A Green presidential candidate may have a better opportunity than we did to reach similar goals: ballot status for Green Parties in more states and forcing our demands into the debate. A big difference will be that the presidential race will likely be closer. This can benefit Greens in two ways. 

First multi-candidate races make negative campaigning less productive. The attacker and the attacked get muddy, while the Green stays clean. This wasn't a factor in New York's US senate race, but that was because the race wasn't close.

If the 2008 presidential race is as close as expected, the Greens' relevancy in the horse race will be greater, and that will naturally bring us more attention. If the Green presidential can­didate then em­braces this potential "spoiler" role, it can provide a forum for Green ap­proaches that corporate-backed Repub­lican and Democratic candidates don't want to hear, but that are popular with many voters - on war and militarism, universal health care, the energy crisis, poverty, workers' rights, and others.

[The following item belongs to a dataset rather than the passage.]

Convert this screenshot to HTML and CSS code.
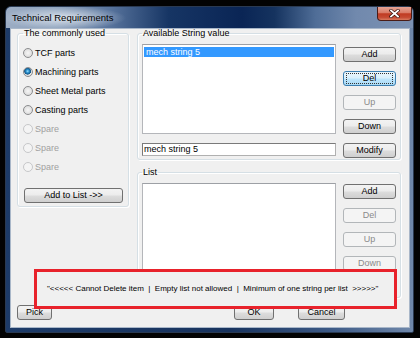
FILE: index.html
```html
<!DOCTYPE html>
<html>
<head>
<meta charset="utf-8">
<link rel="stylesheet" href="styles.css">
</head>
<body>
<div class="window">
  <div class="titlebar">
    <span class="title">Technical Requirements</span>
    <div class="close">
      <svg width="11" height="9" viewBox="0 0 11 9">
        <path d="M2 1.5 L9 7.5 M9 1.5 L2 7.5" stroke="#3a1410" stroke-width="3.2" stroke-linecap="square" fill="none"/>
        <path d="M2 1.5 L9 7.5 M9 1.5 L2 7.5" stroke="#ffffff" stroke-width="1.8" stroke-linecap="square" fill="none"/>
      </svg>
    </div>
  </div>
  <div class="client">
    <div class="main">
      <fieldset class="group common">
        <legend>The commonly used</legend>
        <div class="radios">
          <label class="radio"><span class="dot"></span>TCF parts</label>
          <label class="radio checked"><span class="dot"></span>Machining parts</label>
          <label class="radio"><span class="dot"></span>Sheet Metal parts</label>
          <label class="radio"><span class="dot"></span>Casting parts</label>
          <label class="radio disabled"><span class="dot"></span>Spare</label>
          <label class="radio disabled"><span class="dot"></span>Spare</label>
          <label class="radio disabled"><span class="dot"></span>Spare</label>
        </div>
        <button class="btn wide">Add to List -&gt;&gt;</button>
      </fieldset>
      <div class="rightcol">
        <fieldset class="group avail">
          <legend>Available String value</legend>
          <div class="pane">
            <div class="inputs">
              <div class="listbox short"><div class="item selected">mech string 5</div></div>
              <div class="textbox">mech string 5</div>
            </div>
            <div class="btncol">
              <button class="btn">Add</button>
              <button class="btn focused"><span class="focusrect">Del</span></button>
              <button class="btn" disabled>Up</button>
              <button class="btn">Down</button>
              <button class="btn">Modify</button>
            </div>
          </div>
        </fieldset>
        <fieldset class="group list">
          <legend>List</legend>
          <div class="pane">
            <div class="inputs">
              <div class="listbox tall"></div>
            </div>
            <div class="btncol top1">
              <button class="btn">Add</button>
              <button class="btn" disabled>Del</button>
              <button class="btn" disabled>Up</button>
              <button class="btn" disabled>Down</button>
            </div>
          </div>
        </fieldset>
      </div>
    </div>
    <div class="footer">
      <button class="btn pick">Pick</button>
      <div class="spacer"></div>
      <button class="btn ok">OK</button>
      <button class="btn cancel">Cancel</button>
    </div>
    <div class="note">"&lt;&lt;&lt;&lt;&lt; Cannot Delete item &nbsp;|&nbsp; Empty list not allowed &nbsp;|&nbsp; Minimum of one string per list &nbsp;&gt;&gt;&gt;&gt;&gt;"</div>
  </div>
</div>
</body>
</html>
```

FILE: styles.css
```css
* { box-sizing: border-box; }

body {
  margin: 0;
  width: 420px;
  height: 338px;
  overflow: hidden;
  background: #030303;
  font-family: "Liberation Sans", Arial, sans-serif;
  font-size: 9px;
  color: #000;
}

.window {
  margin: 6px 0 0 5px;
  width: 409px;
  height: 327px;
  border: 1px solid #2a3a52;
  border-radius: 6px 6px 2px 2px;
  background: linear-gradient(90deg, #1d3b68 0%, #18335e 55%, #3d5a86 80%, #7088aa 100%);
  padding: 0 3px 4px 4px;
  display: flex;
  flex-direction: column;
}

.titlebar {
  height: 21px;
  margin: 0 -3px 0 -4px;
  padding: 0 2px 0 5px;
  border-radius: 5px 5px 0 0;
  display: flex;
  align-items: flex-start;
  background:
    radial-gradient(ellipse 62px 12px at 58px 11px, rgba(235,240,246,0.85), rgba(235,240,246,0) 100%),
    linear-gradient(90deg, #9cadc4 0%, #8a9fba 12%, #56729b 26%, #163564 40%, #0a2555 58%, #15335f 66%, #4f6d97 76%, #7189ad 86%, #7c92b3 100%);
}

.title {
  flex: 1;
  padding-left: 1px;
  line-height: 21px;
  font-size: 9.5px;
  color: #000;
}

.close {
  width: 35px;
  height: 14px;
  margin-right: -1px;
  border: 1px solid #4a1c16;
  border-top: none;
  border-radius: 0 0 4px 4px;
  background: linear-gradient(#e6a595 0%, #d97a66 45%, #c03a22 52%, #c54a33 80%, #d87a5e 100%);
  display: flex;
  align-items: center;
  justify-content: center;
}

.client {
  position: relative;
  flex: 1;
  background: #f0f0f0;
  border: 1px solid #a9b7c9;
  padding: 0 8px 0 6px;
  display: flex;
  flex-direction: column;
}

.main {
  display: flex;
  gap: 8px;
  height: 269px;
}

.group {
  margin: 0;
  border: 1px solid #d5dfe5;
  border-radius: 3px;
  box-shadow: inset 1px 1px 0 #fff, 1px 1px 0 #fff;
  min-width: 0;
}

.group legend {
  padding: 0 1px;
  line-height: 9px;
  font-size: 9px;
}

.common {
  width: 113px;
  height: 178px;
  padding: 0 6px 0 5px;
  align-self: flex-start;
}

.radios {
  margin-top: 5px;
  display: flex;
  flex-direction: column;
}

.radio {
  height: 19px;
  display: flex;
  align-items: center;
  gap: 2px;
}

.dot {
  width: 10px;
  height: 10px;
  border-radius: 50%;
  border: 1px solid #8b8c8e;
  background: radial-gradient(circle at 50% 50%, #f6f6f6 0, #e2e2e2 60%, #d0d0d0 100%);
}

.radio.checked .dot {
  background:
    radial-gradient(circle at 45% 40%, #9fe0ff 0, #3a9ed6 1.3px, #15679f 2.6px, #1d5b8a 3.2px, rgba(0,0,0,0) 3.6px),
    radial-gradient(circle at 50% 50%, #f6f6f6 0, #e2e2e2 60%, #d0d0d0 100%);
}

.radio.disabled {
  color: #a0a0a0;
}

.radio.disabled .dot {
  border-color: #c6c7c9;
  background: #f4f4f4;
}

.btn {
  display: block;
  height: 15px;
  padding: 0;
  margin: 0;
  border: 1px solid #707070;
  border-radius: 3px;
  background: linear-gradient(#f3f3f3 0%, #ececec 48%, #dddddd 52%, #cfcfcf 100%);
  font-family: inherit;
  font-size: 9px;
  line-height: 13px;
  color: #000;
  text-align: center;
}

.btn:disabled {
  border-color: #b2b6b9;
  background: #f4f4f4;
  color: #8a8a8a;
}

.btn.focused {
  border-color: #3c7fb1;
  background: linear-gradient(#eaf6fd 0%, #d9f0fc 48%, #bee6fd 52%, #a9daf6 100%);
  padding: 1px 2px;
}

.focusrect {
  display: block;
  height: 11px;
  line-height: 9px;
  border: 1px dotted #333;
}

.wide {
  width: 99px;
  margin: 12px 0 0 1px;
}

.rightcol {
  width: 264px;
  display: flex;
  flex-direction: column;
}

.avail {
  height: 131px;
  padding: 0 4px;
}

.list {
  height: 130px;
  margin-top: 8px;
  padding: 0 4px;
}

.pane {
  display: flex;
  gap: 7px;
  margin-top: 6px;
}

.inputs {
  width: 194px;
  display: flex;
  flex-direction: column;
}

.listbox {
  background: #fff;
  border: 1px solid #b4b6ba;
  border-top-color: #9da0a5;
  padding: 2px 1px;
}

.listbox.short { height: 90px; }
.listbox.tall { height: 112px; }

.item {
  height: 10px;
  line-height: 10px;
  padding-left: 2px;
}

.item.selected {
  background: #3399ff;
  color: #fff;
}

.textbox {
  margin-top: 9px;
  height: 13px;
  line-height: 11px;
  padding-left: 1px;
  background: #fff;
  border: 1px solid #7a7a7a;
  border-right-color: #b0b0b0;
  border-bottom-color: #b0b0b0;
}

.btncol {
  width: 53px;
  padding-top: 3px;
  display: flex;
  flex-direction: column;
  gap: 9px;
}

.btncol.top1 { padding-top: 1px; }

.btncol .btn { width: 53px; }

.footer {
  margin-top: 7px;
  height: 15px;
  display: flex;
  gap: 24px;
  padding-right: 56px;
}

.spacer { flex: 1; }

.pick { width: 35px; }
.ok { width: 40px; }
.cancel { width: 47px; }

.note {
  position: absolute;
  left: 23px;
  top: 240px;
  width: 363px;
  height: 40px;
  border: 3px solid #e8222b;
  background: #f0f0f0;
  padding: 0 0 1px 10px;
  display: flex;
  align-items: center;
  white-space: nowrap;
  font-size: 8px;
}
```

More than anyone else, Green "spoilers" anger the professional progressives who staff some unions, community organizations, and environmental and peace groups. Greens often see these people as "progressive allies," but the reality is they all too often line up with the Demo­cratic corporate establishment against independent, grassroots insurgencies. Their career opportunities and social networks, their salaries, grants, and contracts, tie them to Democrats being in power.

In my race, the professional liberals gave Hillary Clinton a free pass. Clinton has been the most pro-war Democrat in the senate, with the possible exception of Joe Lieberman and New York's other senator, Chuck Schumer. She killed single-payer national health insurance in 1993 when it had majority support in the public and a hundred co-sponsors in Congress. Today she is the recipient of more insurance industry campaign donations that any other elected official in America. Her energy program is a thinly veiled attempt to earn energy corporation campaign funding, in return for corporate welfare to promote biofuels with tax breaks for the existing energy giants.

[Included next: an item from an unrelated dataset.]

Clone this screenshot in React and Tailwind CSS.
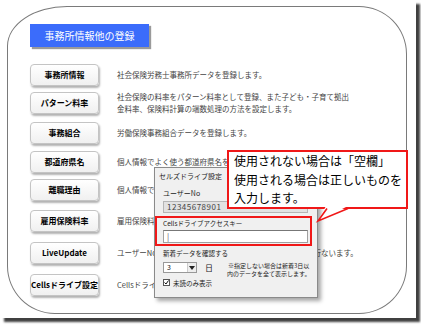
import React from 'react';

const rows = [
  { label: '事務所情報', mt: 'mt-0', text: ['社会保険労務士事務所データを登録します。'] },
  { label: 'パターン料率', mt: 'mt-[6px]', text: ['社会保険の料率をパターン料率として登録、また子ども・子育て拠出', '金料率、保険料計算の端数処理の方法を設定します。'] },
  { label: '事務組合', mt: 'mt-[8px]', text: ['労働保険事務組合データを登録します。'] },
  { label: '都道府県名', mt: 'mt-[7px]', text: ['個人情報でよく使う都道府県名を登録します。'] },
  { label: '離職理由', mt: 'mt-[6px]', text: ['個人情報でよく使う離職理由を登録します。'] },
  { label: '雇用保険料率', mt: 'mt-[9px]', text: ['雇用保険料率を登録します。'] },
  { label: 'LiveUpdate', mt: 'mt-[10px]', text: ['ユーザーNoを入力して、プログラムの最新アップデートを行ないます。'] },
  { label: 'Cellsドライブ設定', mt: 'mt-[10px]', text: ['Cellsドライブの設定を行います。'] },
];

const font = { fontFamily: '"Noto Sans CJK JP", "Noto Sans", sans-serif' };

const SettingsDialog = () => (
  <div className="absolute left-[154px] top-[167px] w-[164px] h-[131px] border border-[#8a8a8a] bg-[#f0f0f0] shadow-[3px_3px_4px_rgba(0,0,0,0.35)] text-[#222]">
    <div className="h-[17px] pt-[3px] pl-[4px] text-[7px] leading-[10px]">セルズドライブ設定</div>
    <div className="mt-[3px] pl-[8px] text-[7px] leading-[10px]">ユーザーNo</div>
    <div className="mt-[3px] ml-[8px] w-[145px] h-[12px] bg-[#e2e2e2] border border-[#b5b5b5] pl-[3px] text-[8px] leading-[10px] tracking-[0.5px] text-[#444]">12345678901</div>
    <div className="mt-[3px] w-[157px] h-[30px] border-2 border-[#f01818]">
      <div className="pt-[1px] pl-[6px] text-[6.5px] leading-[8px]">Cellsドライブアクセスキー</div>
      <div className="mt-[3px] ml-[6px] w-[145px] h-[13px] bg-white border border-[#a0a0a0] border-t-[#777] pl-[3px] text-[8px] leading-[11px] text-[#555]">|</div>
    </div>
    <div className="mt-[3px] pl-[8px] text-[6.5px] leading-[8px]">新着データを確認する</div>
    <div className="mt-[5px] pl-[8px] flex items-start">
      <div className="w-[34px] h-[11px] bg-white border border-[#999] flex">
        <div className="flex-1 pl-[3px] text-[7px] leading-[9px]">3</div>
        <div className="w-[9px] border-l border-[#ccc] bg-[#eee] flex items-center justify-center">
          <svg width="6" height="4" viewBox="0 0 6 4"><path d="M0 0h6L3 4z" fill="#222" /></svg>
        </div>
      </div>
      <div className="ml-[8px] text-[8px] leading-[11px]">日</div>
      <div className="ml-[14px] text-[6px] leading-[8px] text-center">※指定しない場合は新着3日以<br />内のデータを全て表示します。</div>
    </div>
    <div className="pl-[8px] flex items-center h-[9px]">
      <div className="w-[7px] h-[7px] border border-[#555] bg-white flex items-center justify-center">
        <svg width="5" height="5" viewBox="0 0 5 5"><path d="M0.5 2.5l1.5 1.5l2.5-3.5" stroke="#111" strokeWidth="1" fill="none" /></svg>
      </div>
      <span className="ml-[3px] text-[6.5px] leading-[8px]">未読のみ表示</span>
    </div>
  </div>
);

const Callout = () => (
  <>
    <div className="absolute left-[227px] top-[150px] w-[181px] h-[59px] border-2 border-[#f01818] bg-white pl-[5px] text-[12px] leading-[18.5px] text-black">
      <div>使用されない場合は「空欄」</div>
      <div>使用される場合は正しいものを</div>
      <div>入力します。</div>
    </div>
    <svg className="absolute left-[314px] top-[205px]" width="40" height="20" viewBox="0 0 40 20">
      <polygon points="12,1 4,16 34,1" fill="white" />
      <polyline points="13,3.5 4,16 34,3.5" fill="none" stroke="#f01818" strokeWidth="1.6" />
    </svg>
  </>
);

export default function App() {
  return (
    <div className="w-[421px] h-[325px] bg-white" style={font}>
      <div className="relative w-[416px] h-[318px] bg-white shadow-[4px_4px_2px_rgba(0,0,0,0.75)]">
        <div className="ml-[7px] pt-[6px]">
          <div className="w-[400px] h-[308px] border border-[#7a7a7a] rounded-[48px] rounded-tl-[60px_40px] pl-[22px] pt-[17px]">
            <div className="w-[119px] h-[23px] bg-[#3b6cfb] shadow-[2px_2px_1px_#9a9a9a] flex items-center justify-center text-white text-[10px]">
              事務所情報他の登録
            </div>
            <div className="mt-[17px]">
              {rows.map((r) => (
                <div key={r.label} className={`flex items-center h-[22px] ${r.mt}`}>
                  <div className="w-[69px] h-[22px] shrink-0 rounded-[4px] border border-[#c4c4c4] bg-gradient-to-b from-white to-[#f0f0f0] shadow-[1px_2px_2px_rgba(0,0,0,0.3)] flex items-center justify-center text-[8px] font-bold text-black whitespace-nowrap">
                    {r.label}
                  </div>
                  <div className="ml-[18px] text-[7.5px] leading-[12px] text-[#444] whitespace-nowrap">
                    {r.text.map((t) => (
                      <div key={t}>{t}</div>
                    ))}
                  </div>
                </div>
              ))}
            </div>
          </div>
        </div>
        <SettingsDialog />
        <Callout />
      </div>
    </div>
  );
}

Yet, peace groups and progressive leaders barely pressured Clinton on these issues. Peace Action did not issue their customary candidate comparison sheet for the general election. The Working Families Party convention voted 94-6 percent to endorse pro-war Clinton over anti-war challenger Democratic primary Jonathan Tasini, thanks to the weighted votes carried by the pros working for the unions, Citizen Action, and ACORN who overwhelmed the local chapters who wanted Tasini. Working Families then spent nearly $1 million to promote the pro-war corporate lawyers, Clinton and Demo­cratic Gubernatorial candidate Elliot Spitzer, heading their ticket as the anti-war, progressive vote. A $25,000 mailer from Work­ing Families even misleadingly depicted Cindy Sheehan, along with Michael Moore and Pete Seeger, urging voters to vote for the Working Families ticket to bring the troops home. Sheehan, who had endorsed McCourt and myself, had to issue a reaffirmation of her support of Greens and her opposition to Clinton, which did garner some media coverage. 

My advice to the Green presidential candidate in running against Clinton, or whichever corporate sponsored candidate the Democrats choose, is to embrace the spoiler role - we can't spoil a two-party system of corporate rule that's already rotten. Don't worry about annoying the professional liberals. Build a field operation that can reach out to grassroots activists, use the media that we do get, and then put forward a bold, clear message to the millions of potential voters who are already convinced of the need for an alternative to the Democrats and Repub­licans, but who usually don't vote If we do these three things, not only will we grow the Green Party, we will Green America.